According to Bertucci & Alberti (2002), globalisation often leads to the restructuring of the economy, which in turn may lead to increased level of unemployment, maybe on a short-term basis. This implies that there may be various individuals with higher or even lower income, thereby leading to other structural problems i.e. income inequality along with poverty and democracy (Bertucci & Alberti, 2002). Hence, considering these negative impacts, it can lead to the structural problems of capitalism in various countries such as income inequality and unemployment. On the contrary, as per Milanovic (2013), it was observed that inequality between the economies declined in the preliminary stage of globalisation. However, it was tough for some of the countries to sustain this decline. In order to obtain positive outcomes, the mean income of the countries must continue to converge for as long as possible but some of the countries faced severe problems. As a result of this, only the rich-countries were able to sustain and create a premium position in the world while others are facing immense structural problems in capitalism, primarily through income inequality and unemployment (Milanovic, 2013). In the context of institutions, globalisation has been creating various complexities within the capitalist economies. This, in turn, has been evident to increase inequality of skills because the qualified and highly trained employees have a higher income with respect to the unskilled ones. This dispersion of labour further creates many other issues such as unemployment and increased use of robots, which was evident in case of Britain since 1970 (Hodgson, 2003).

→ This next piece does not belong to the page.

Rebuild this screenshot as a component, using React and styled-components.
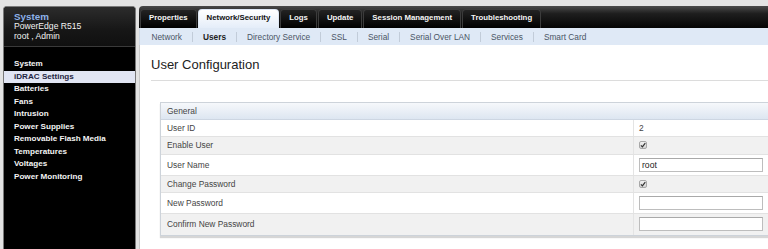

Effects of Institutions on Unemployment and Income Inequality
In response to the increasing problem of unemployment and inequality, it was suggested by Hodgson (2003) that implementing economic policies by the institutions such as governmental organizations that are education-centred can sustain the economic growth as well as address these problems. Moreover, various countries have been applying other policies in order to curb these problems (Hodgson, 2003). In addition, Wright (2016) suggested that other policies that may be implemented by the elite economies are migration policy, social as well as economic policies to enhance their developmental activities (Wright, 2016).
In a research conducted by Siami-Namin & Hudson (2015), it was evident that the impacts of implementing monetary policies in 66 developing and 26 developed countries were positive. The result of which implied that the governments and institutions of every country must take effective steps to impose tax policies for controlling inflation. This is because indirect taxes create inflation with the increase in income inequality (Siami-Namin & Hudson, 2015). In contrast to these positive outcomes Obadić et.al. (2014) stated that changes in the labour market by the government institutions through tax policy implementation can result into positive or negative outcome considering the market conditions. It was further observed that appropriate labour policies were evident to reduce income inequality as well as increase employment opportunities (Obadić et.al., 2014). According to Dufour & Orhangazi (2014), the institutional structure of capitalism along with the government policies often aims to ensure capital and ascertain that the high-income people are safeguarded at the time of financial crisis, thereby leading to the accomplishment of a positive impact (Dufour & Orhangazi, 2014). In addition, Amable (2016) stated that the theory of institutional complementarities is said to be playing an important role while analysing capitalism and has also been widely used for understanding the institutional changes in capitalism. It was hence stated that an institutional complementarities theory can better be analysed based on the changes in capitalism through a critical understanding of the institution’s political economy provided, the economic functionalism is not considered. Along with various theories, the regulation theory evaluated the changes based on the interactions between two social relations i.e. capital labour and market competition. Moreover, if the compatibility between the institutional forms is observed, then the country is said to have positive outcomes. These form the type of integration between the national economy and world system, its state, competition, wage-labour nexus and financial as well as monetary regimes. Determining the efficacy of these forms, the positive impact would be determined by improved living standards, high profits and full employment (Amable, 2016).
Particularly considering the United States, policies have been introduced to check trade balances and tariffs. The protectionism approach of the government of US in the recent context can impact trade deficit in the global scenario which will, in turn, affect other countries. For instance, imposing Value Added Tax (VAT) in the US will increase the tax on imports whereas posing discount on every export. This implies that exporting goods by other companies will also be costlier with respect to the imports (Wonkish, 2016). Therefore, this shows that countries such as the US and Europe are facing increased income inequality which has been addressed through effective policy implementations (Solow, 2014). In addition, Hall & Gingerich (2009) argued that institutions emphasising only on reforming one sphere of political economy will lead the country to have an adverse effect. Furthermore, applying the institutional complementarities theory, it can be found that if the labour market is not properly coordinated, employment protection can be low, which may, in turn, lead to the creation of Liberal Market Economies (LMEs) or Co-ordinated Market Economies (CMEs). LME is observed to increase income inequality with the CMEs intending to reduce the working hours (Hall & Gingerich, 2009). Therefore, it implies that with the application of institutional complementarities theory, the changes can be monitored, through which effective changes can be made in the capitalism to reduce and mitigate the problems of unemployment and income inequality.
Thus, having an understanding of the importance of implementing institutional complementarities theory and general theory, it can be stated that it is highly essential to analyse capitalism. This information can be used to tackle the problems of unemployment and inequality, especially by governmental organisations and institutions. The implementation of monetary policies such as tax policies must be revised to make it appropriate for the countries to improve its conditions. However, it can be concluded that countries such as the US and Europe were facing these issues since the financial crisis had occurred back in the history and still is evident to be improving the economic performance. This is mainly due to the prevalence of the relationship that is shared among the countries, which have been formed as a result of globalisation.